Now with regard to totalitarianism. On the one hand it's a fighting term trying to denote the lack of "economic freedom" as the economy is state controlled and there's not much out of state activity. That on it's own however would just be a different system of governance and not even necessarily authoritarian if it were to be bottom up as intended (it more often than not wasn't).
On the other hand the concept of a vanguard revolution, in addition with the ideological commitment to "class struggle" the over interpretation of the "dictatorship of the proletariat" and the ideological focus on preparation to fight the counter revolution has contributed to a toxic paranoia giving rise to a terror and surveillance state that had many enemies and due to it's actions probably would have never seized to make new ones.

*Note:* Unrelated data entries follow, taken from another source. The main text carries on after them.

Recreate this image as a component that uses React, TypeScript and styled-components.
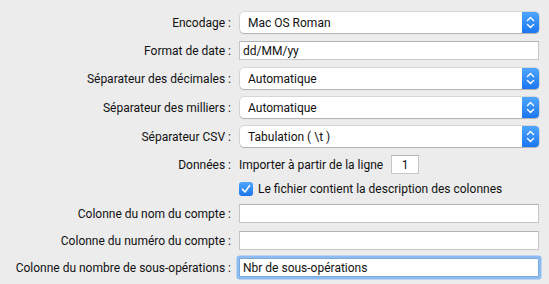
import React from "react";
import styled, { createGlobalStyle } from "styled-components";

const Global = createGlobalStyle`
  html, body { margin: 0; padding: 0; background: #ececec; }
  body {
    font-family: Roboto, "Liberation Sans", sans-serif;
    font-size: 12px;
    color: #111;
  }
`;

const Form = styled.div`
  width: 549px;
  height: 284px;
  box-sizing: border-box;
  padding: 12px 10px 0 0;
  display: flex;
  flex-direction: column;
  gap: 8px;
`;

const Row = styled.div<{ $h: number }>`
  display: flex;
  align-items: center;
  height: ${(p) => p.$h}px;
`;

const Label = styled.div`
  width: 233px;
  flex: none;
  text-align: right;
  padding-right: 2px;
  box-sizing: border-box;
  white-space: nowrap;
`;

const Control = styled.div`
  flex: 1;
  display: flex;
  align-items: center;
  height: 100%;
  padding-left: 6px;
`;

const Popup = styled.div`
  flex: 1;
  height: 21px;
  margin-left: 1px;
  display: flex;
  align-items: center;
  background: #fff;
  border-radius: 4px;
  box-shadow: 0 0 0 0.5px rgba(0, 0, 0, 0.18), 0 1px 1px rgba(0, 0, 0, 0.18);
  overflow: hidden;
`;

const PopupText = styled.span`
  flex: 1;
  padding-left: 8px;
`;

const Stepper = styled.div`
  width: 17px;
  height: 100%;
  background: linear-gradient(#4ea6fc, #1b76f0);
  display: flex;
  align-items: center;
  justify-content: center;
`;

const TextField = styled.div<{ $focus?: boolean }>`
  flex: 1;
  height: 19px;
  box-sizing: border-box;
  background: #fff;
  border: 1px solid #c6c6c6;
  border-top-color: #b4b4b4;
  padding-left: 3px;
  display: flex;
  align-items: center;
  ${(p) =>
    p.$focus
      ? `box-shadow: 0 0 0 2.5px #8cbcf0; border-color: #7aa9de; border-radius: 1px;`
      : ""}
`;

const SmallField = styled(TextField)`
  flex: none;
  width: 28px;
  margin-left: 8px;
  padding-left: 0;
  justify-content: center;
`;

const Checkbox = styled.div`
  width: 14px;
  height: 14px;
  border-radius: 3px;
  background: linear-gradient(#4ea6fc, #1b76f0);
  display: flex;
  align-items: center;
  justify-content: center;
  flex: none;
`;

const CheckLabel = styled.span`
  margin-left: 5px;
`;

const StepperIcon = () => (
  <svg width="9" height="13" viewBox="0 0 9 13">
    <path d="M1.5 4.5 L4.5 1.5 L7.5 4.5 M1.5 8.5 L4.5 11.5 L7.5 8.5" fill="none" stroke="#fff" strokeWidth="1.4" strokeLinecap="round" strokeLinejoin="round" />
  </svg>
);

const CheckIcon = () => (
  <svg width="10" height="10" viewBox="0 0 10 10">
    <path d="M1.5 5.2 L4 8 L8.6 1.6" fill="none" stroke="#fff" strokeWidth="1.6" strokeLinecap="round" strokeLinejoin="round" />
  </svg>
);

const PopupRow = ({ label, value }: { label: string; value: string }) => (
  <Row $h={21}>
    <Label>{label}</Label>
    <Control>
      <Popup>
        <PopupText>{value}</PopupText>
        <Stepper>
          <StepperIcon />
        </Stepper>
      </Popup>
    </Control>
  </Row>
);

const FieldRow = ({ label, value, focus }: { label: string; value?: string; focus?: boolean }) => (
  <Row $h={19}>
    <Label>{label}</Label>
    <Control>
      <TextField $focus={focus}>{value}</TextField>
    </Control>
  </Row>
);

export default function App() {
  return (
    <>
      <Global />
      <Form>
        <PopupRow label="Encodage :" value="Mac OS Roman" />
        <FieldRow label="Format de date :" value="dd/MM/yy" />
        <PopupRow label="Séparateur des décimales :" value="Automatique" />
        <PopupRow label="Séparateur des milliers :" value="Automatique" />
        <PopupRow label="Séparateur CSV :" value="Tabulation ( \t )" />
        <Row $h={19}>
          <Label>Données :</Label>
          <Control>
            <span>Importer à partir de la ligne</span>
            <SmallField>1</SmallField>
          </Control>
        </Row>
        <Row $h={14}>
          <Label />
          <Control>
            <Checkbox>
              <CheckIcon />
            </Checkbox>
            <CheckLabel>Le fichier contient la description des colonnes</CheckLabel>
          </Control>
        </Row>
        <FieldRow label="Colonne du nom du compte :" />
        <FieldRow label="Colonne du numéro du compte :" />
        <FieldRow label="Colonne du nombre de sous-opérations :" value="Nbr de sous-opérations" focus />
      </Form>
    </>
  );
}
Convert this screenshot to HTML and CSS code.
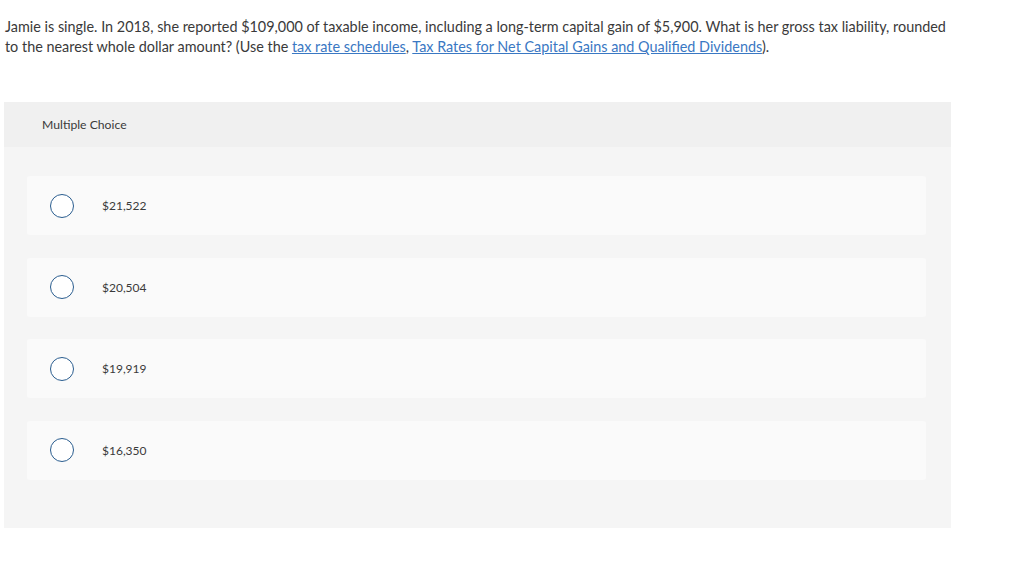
FILE: index.html
```html
<!DOCTYPE html>
<html>
<head>
<meta charset="utf-8">
<link rel="stylesheet" href="styles.css">
</head>
<body>
<div class="page">
  <p class="question">Jamie is single. In 2018, she reported $109,000 of taxable income, including a long-term capital gain of $5,900. What is her gross tax liability, rounded to the nearest whole dollar amount? (Use the <a href="#">tax rate schedules</a>, <a href="#">Tax Rates for Net Capital Gains and Qualified Dividends</a>).</p>
  <div class="panel">
    <div class="panel-head">Multiple Choice</div>
    <div class="panel-body">
      <div class="option"><span class="radio"></span><span class="label">$21,522</span></div>
      <div class="option"><span class="radio"></span><span class="label">$20,504</span></div>
      <div class="option"><span class="radio"></span><span class="label">$19,919</span></div>
      <div class="option"><span class="radio"></span><span class="label">$16,350</span></div>
    </div>
  </div>
</div>
</body>
</html>
```
FILE: styles.css
```css
html, body { margin: 0; padding: 0; background: #fff; }
body { font-family: "Lato", "Open Sans", Arial, sans-serif; color: #3a3a3a; }
.page { padding: 17px 0 0 4px; width: 947px; }
.question { margin: 0 0 45px 1px; width: 955px; font-size: 14.4px; line-height: 20px; color: #3a3a3a; }
.question a { color: #3a78c3; text-decoration: underline; }
.panel { background: #f5f5f5; }
.panel-head { background: #f0f0f0; height: 45px; display: flex; align-items: center; padding-left: 38px; font-size: 12.2px; color: #3a3a3a; }
.panel-body { padding: 29px 25px 48px 23px; display: flex; flex-direction: column; gap: 22.5px; }
.option { background: #fafafa; border-radius: 3px; height: 59px; display: flex; align-items: center; }
.radio { width: 22px; height: 22px; border: 1.5px solid #2a5d8f; border-radius: 50%; background: #fff; margin-left: 23px; flex: none; }
.label { margin-left: 28px; font-size: 12px; color: #3a3a3a; }
```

Also if one mobilizes the entire society towards one goal with no regard for the individual, then it's almost inevitable that some faction of the population will be in a position where this doesn't work for them and where they end up being an enemy not even necessarily by choice, but simply by circumstances. Though again the problem isn't necessarily large scale projects, but how you deal with these complications.
So with respect to overpopulated and underdeveloped countries that revolt because the situation is shit and thus cling to a minority party savior, likely with external support that is not necessarily interested in the well being of that country, is likely going to end bad, because even if they seize power they are likely not going to transform the country fast enough to solve the actual problems that lead to the revolution in the first place and if they can't do that they are almost bound to end up in a cycle of terror and propaganda to uphold their power and the more fragile the system the more it's likely going towards curbing resistance wherever it could start, even if their ability to do so is likely more felt than present.
Now it depends on how you define overpopulated and underdeveloped and luckily that cold war phase has ended or at least taken a pause. Some countries also managed to leverage their support into becoming self-sufficient. Not to mention that some lists even list the USSR as no longer totalitarian after Khrushchev:
So he might have lost that bet, but it probably wasn't too far fetched of an idea for the time.